Complying with these conditions involves the application of SDL throughout the data production process. It starts with the job-level data that record characteristics of the employment match between a specific individual and a specific workplace, or establishment, at a specific point in time. When the job-level data are aggregated to the establishment level, the QWI system adds statistical noise. This noise is designed to have three important properties. First, every job-level data point is distorted by some minimum amount. Second, for a given workplace, the data are always distorted in the same direction (increased or decreased) and by the same percentage magnitude in every period. Third, when the estimates are aggregated, the distortions added to individual data points tend to cancel out in a manner that preserves the cross-sectional and time-series properties of the data. The chosen distribution is a ramp distribution centered on unity, with a distortion of at least a % and at most b % ( Figure 2.1).

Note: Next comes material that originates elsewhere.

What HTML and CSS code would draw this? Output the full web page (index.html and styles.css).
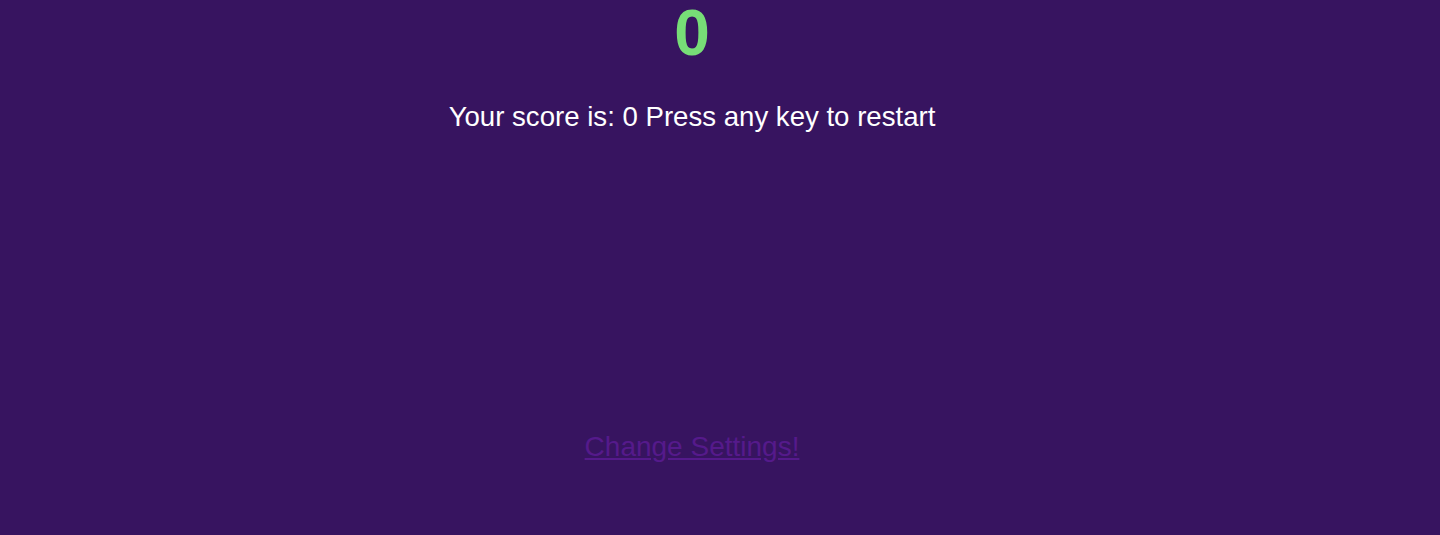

All published data from QWI use the same noise-distorted data, and any special tabulations released from the QWI must follow the same procedures. The QWI system extends the idea of multiplicative noise infusion as a cross-sectional confidentiality protection mechanism first proposed by Evans, Zayatz, and Slanta (1998). A similar noise-infusion process has been used since 2007 to protect the confidentiality of data underlying the Census Bureau’s CBP (Massell and Funk 2007) and was tested for application to the Commodity Flow Survey (Massell, Zayatz, and Funk 2006).